[BEGIN]

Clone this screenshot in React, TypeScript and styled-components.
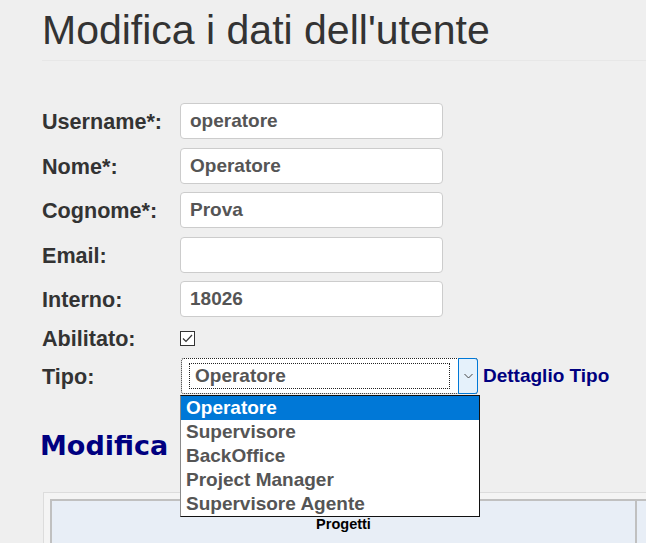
import styled, { createGlobalStyle } from 'styled-components';

const GlobalStyle = createGlobalStyle`
  html, body {
    margin: 0;
    padding: 0;
    background-color: #efefef;
    overflow: hidden;
  }
`;

const Page = styled.div`
  padding-left: 42px;
  font-family: "Liberation Sans", Arial, sans-serif;
  color: #333;
  width: 646px;
  height: 543px;
  box-sizing: border-box;
  overflow: hidden;
`;

const Title = styled.h1`
  margin: 0;
  padding: 8px 0 7px;
  font-size: 41px;
  font-weight: 400;
  line-height: 45px;
  color: #333;
  border-bottom: 1px solid #e7e7e7;
`;

const Form = styled.div`
  margin-top: 42px;
  display: flex;
  flex-direction: column;
  gap: 8.5px;
`;

const Row = styled.div<{ $height?: number }>`
  display: flex;
  align-items: center;
  height: ${(p) => p.$height ?? 36}px;
`;

const Label = styled.label`
  width: 138px;
  flex-shrink: 0;
  font-size: 21.6px;
  font-weight: 700;
  color: #333;
  padding-top: 2px;
`;

const TextInput = styled.div`
  width: 263px;
  height: 36px;
  box-sizing: border-box;
  background: #fff;
  border: 1px solid #ccc;
  border-radius: 4px;
  padding: 0 9px;
  display: flex;
  align-items: center;
  font-size: 19px;
  font-weight: 700;
  color: #555;
`;

const CheckBox = styled.span`
  width: 15px;
  height: 15px;
  box-sizing: border-box;
  border: 1px solid #333;
  background: #fff;
  display: flex;
  align-items: center;
  justify-content: center;
  margin-top: 2px;
`;

const SelectWrap = styled.div`
  position: relative;
  margin-left: 1px;
`;

const SelectBox = styled.div`
  width: 297px;
  height: 36px;
  box-sizing: border-box;
  display: flex;
  background: #fff;
  border: 1px dotted #222;
  border-radius: 3px;
`;

const SelectValue = styled.div`
  flex: 1;
  margin: 4px 8px 4px 7px;
  border: 1px dotted #222;
  display: flex;
  align-items: center;
  padding-left: 5px;
  font-size: 19px;
  font-weight: 700;
  color: #555;
`;

const SelectArrow = styled.div`
  width: 20px;
  box-sizing: border-box;
  background: #e5f1fb;
  border: 1px solid #0078d7;
  border-radius: 0 3px 3px 0;
  margin: -1px -1px -1px 0;
  display: flex;
  align-items: center;
  justify-content: center;
`;

const DropList = styled.ul`
  position: absolute;
  left: -1px;
  top: 37px;
  width: 300px;
  box-sizing: border-box;
  margin: 0;
  padding: 0;
  list-style: none;
  background: #fff;
  border: 1px solid #111;
  border-left-color: #8a8a8a;
  z-index: 10;
`;

const Option = styled.li<{ $selected?: boolean }>`
  height: 24px;
  line-height: 24px;
  padding-left: 5px;
  font-size: 19px;
  font-weight: 700;
  color: ${(p) => (p.$selected ? '#fff' : '#555')};
  background: ${(p) => (p.$selected ? '#0078d7' : 'transparent')};
`;

const DetailLink = styled.a`
  margin-left: 5px;
  font-size: 19px;
  font-weight: 700;
  color: #000080;
  text-decoration: none;
`;

const SectionTitle = styled.h2`
  margin: 36px 0 0 -2px;
  font-family: "DejaVu Sans", Verdana, sans-serif;
  font-size: 27px;
  font-weight: 700;
  color: #000080;
`;

const Panel = styled.div`
  margin: 31px 0 0 1px;
  width: 700px;
  height: 120px;
  box-sizing: border-box;
  background: #f4f4f4;
  border: 1px solid #dcdcdc;
  padding: 6px 0 0 6px;
`;

const Grid = styled.div`
  display: flex;
  height: 100%;
  background: #e8eef6;
  border-top: 2px solid #c0c0c0;
  border-left: 2px solid #c0c0c0;
`;

const HeaderCell = styled.div`
  width: 583px;
  flex-shrink: 0;
  border-right: 2px solid #c0c0c0;
  padding-top: 15px;
  text-align: center;
  font-size: 14.5px;
  font-weight: 700;
  color: #000;
`;

const Cell = styled.div`
  flex: 1;
`;

const tipi = ['Operatore', 'Supervisore', 'BackOffice', 'Project Manager', 'Supervisore Agente'];

const fields = [
  { label: 'Username*:', value: 'operatore' },
  { label: 'Nome*:', value: 'Operatore' },
  { label: 'Cognome*:', value: 'Prova' },
  { label: 'Email:', value: '' },
  { label: 'Interno:', value: '18026' },
];

const App = () => {
  return (
    <>
      <GlobalStyle />
      <Page>
        <Title>Modifica i dati dell'utente</Title>
        <Form>
          {fields.map((f) => (
            <Row key={f.label}>
              <Label>{f.label}</Label>
              <TextInput>{f.value}</TextInput>
            </Row>
          ))}
          <Row $height={24}>
            <Label>Abilitato:</Label>
            <CheckBox>
              <svg width="11" height="9" viewBox="0 0 11 9">
                <polyline points="1,4.5 4,7.5 10,1" fill="none" stroke="#333" strokeWidth="1.2" />
              </svg>
            </CheckBox>
          </Row>
          <Row>
            <Label>Tipo:</Label>
            <SelectWrap>
              <SelectBox>
                <SelectValue>Operatore</SelectValue>
                <SelectArrow>
                  <svg width="9" height="6" viewBox="0 0 9 6">
                    <polyline points="0.5,1 4.5,5 8.5,1" fill="none" stroke="#444" strokeWidth="1" />
                  </svg>
                </SelectArrow>
              </SelectBox>
              <DropList>
                {tipi.map((t, i) => (
                  <Option key={t} $selected={i === 0}>
                    {t}
                  </Option>
                ))}
              </DropList>
            </SelectWrap>
            <DetailLink href="#">Dettaglio Tipo</DetailLink>
          </Row>
        </Form>
        <SectionTitle>Modifica</SectionTitle>
        <Panel>
          <Grid>
            <HeaderCell>Progetti</HeaderCell>
            <Cell />
          </Grid>
        </Panel>
      </Page>
    </>
  );
};

export default App;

[END]

- [Task instructions] Using the material above, return every line exactly as it appears, minus the pictures.

- [Finished exercise]
Clone this screenshot in React, TypeScript and styled-components.
import styled, { createGlobalStyle } from 'styled-components';

const GlobalStyle = createGlobalStyle`
  html, body {
    margin: 0;
    padding: 0;
    background-color: #efefef;
    overflow: hidden;
  }
`;

const Page = styled.div`
  padding-left: 42px;
  font-family: "Liberation Sans", Arial, sans-serif;
  color: #333;
  width: 646px;
  height: 543px;
  box-sizing: border-box;
  overflow: hidden;
`;

const Title = styled.h1`
  margin: 0;
  padding: 8px 0 7px;
  font-size: 41px;
  font-weight: 400;
  line-height: 45px;
  color: #333;
  border-bottom: 1px solid #e7e7e7;
`;

const Form = styled.div`
  margin-top: 42px;
  display: flex;
  flex-direction: column;
  gap: 8.5px;
`;

const Row = styled.div<{ $height?: number }>`
  display: flex;
  align-items: center;
  height: ${(p) => p.$height ?? 36}px;
`;

const Label = styled.label`
  width: 138px;
  flex-shrink: 0;
  font-size: 21.6px;
  font-weight: 700;
  color: #333;
  padding-top: 2px;
`;

const TextInput = styled.div`
  width: 263px;
  height: 36px;
  box-sizing: border-box;
  background: #fff;
  border: 1px solid #ccc;
  border-radius: 4px;
  padding: 0 9px;
  display: flex;
  align-items: center;
  font-size: 19px;
  font-weight: 700;
  color: #555;
`;

const CheckBox = styled.span`
  width: 15px;
  height: 15px;
  box-sizing: border-box;
  border: 1px solid #333;
  background: #fff;
  display: flex;
  align-items: center;
  justify-content: center;
  margin-top: 2px;
`;

const SelectWrap = styled.div`
  position: relative;
  margin-left: 1px;
`;

const SelectBox = styled.div`
  width: 297px;
  height: 36px;
  box-sizing: border-box;
  display: flex;
  background: #fff;
  border: 1px dotted #222;
  border-radius: 3px;
`;

const SelectValue = styled.div`
  flex: 1;
  margin: 4px 8px 4px 7px;
  border: 1px dotted #222;
  display: flex;
  align-items: center;
  padding-left: 5px;
  font-size: 19px;
  font-weight: 700;
  color: #555;
`;

const SelectArrow = styled.div`
  width: 20px;
  box-sizing: border-box;
  background: #e5f1fb;
  border: 1px solid #0078d7;
  border-radius: 0 3px 3px 0;
  margin: -1px -1px -1px 0;
  display: flex;
  align-items: center;
  justify-content: center;
`;

const DropList = styled.ul`
  position: absolute;
  left: -1px;
  top: 37px;
  width: 300px;
  box-sizing: border-box;
  margin: 0;
  padding: 0;
  list-style: none;
  background: #fff;
  border: 1px solid #111;
  border-left-color: #8a8a8a;
  z-index: 10;
`;

const Option = styled.li<{ $selected?: boolean }>`
  height: 24px;
  line-height: 24px;
  padding-left: 5px;
  font-size: 19px;
  font-weight: 700;
  color: ${(p) => (p.$selected ? '#fff' : '#555')};
  background: ${(p) => (p.$selected ? '#0078d7' : 'transparent')};
`;

const DetailLink = styled.a`
  margin-left: 5px;
  font-size: 19px;
  font-weight: 700;
  color: #000080;
  text-decoration: none;
`;

const SectionTitle = styled.h2`
  margin: 36px 0 0 -2px;
  font-family: "DejaVu Sans", Verdana, sans-serif;
  font-size: 27px;
  font-weight: 700;
  color: #000080;
`;

const Panel = styled.div`
  margin: 31px 0 0 1px;
  width: 700px;
  height: 120px;
  box-sizing: border-box;
  background: #f4f4f4;
  border: 1px solid #dcdcdc;
  padding: 6px 0 0 6px;
`;

const Grid = styled.div`
  display: flex;
  height: 100%;
  background: #e8eef6;
  border-top: 2px solid #c0c0c0;
  border-left: 2px solid #c0c0c0;
`;

const HeaderCell = styled.div`
  width: 583px;
  flex-shrink: 0;
  border-right: 2px solid #c0c0c0;
  padding-top: 15px;
  text-align: center;
  font-size: 14.5px;
  font-weight: 700;
  color: #000;
`;

const Cell = styled.div`
  flex: 1;
`;

const tipi = ['Operatore', 'Supervisore', 'BackOffice', 'Project Manager', 'Supervisore Agente'];

const fields = [
  { label: 'Username*:', value: 'operatore' },
  { label: 'Nome*:', value: 'Operatore' },
  { label: 'Cognome*:', value: 'Prova' },
  { label: 'Email:', value: '' },
  { label: 'Interno:', value: '18026' },
];

const App = () => {
  return (
    <>
      <GlobalStyle />
      <Page>
        <Title>Modifica i dati dell'utente</Title>
        <Form>
          {fields.map((f) => (
            <Row key={f.label}>
              <Label>{f.label}</Label>
              <TextInput>{f.value}</TextInput>
            </Row>
          ))}
          <Row $height={24}>
            <Label>Abilitato:</Label>
            <CheckBox>
              <svg width="11" height="9" viewBox="0 0 11 9">
                <polyline points="1,4.5 4,7.5 10,1" fill="none" stroke="#333" strokeWidth="1.2" />
              </svg>
            </CheckBox>
          </Row>
          <Row>
            <Label>Tipo:</Label>
            <SelectWrap>
              <SelectBox>
                <SelectValue>Operatore</SelectValue>
                <SelectArrow>
                  <svg width="9" height="6" viewBox="0 0 9 6">
                    <polyline points="0.5,1 4.5,5 8.5,1" fill="none" stroke="#444" strokeWidth="1" />
                  </svg>
                </SelectArrow>
              </SelectBox>
              <DropList>
                {tipi.map((t, i) => (
                  <Option key={t} $selected={i === 0}>
                    {t}
                  </Option>
                ))}
              </DropList>
            </SelectWrap>
            <DetailLink href="#">Dettaglio Tipo</DetailLink>
          </Row>
        </Form>
        <SectionTitle>Modifica</SectionTitle>
        <Panel>
          <Grid>
            <HeaderCell>Progetti</HeaderCell>
            <Cell />
          </Grid>
        </Panel>
      </Page>
    </>
  );
};

export default App;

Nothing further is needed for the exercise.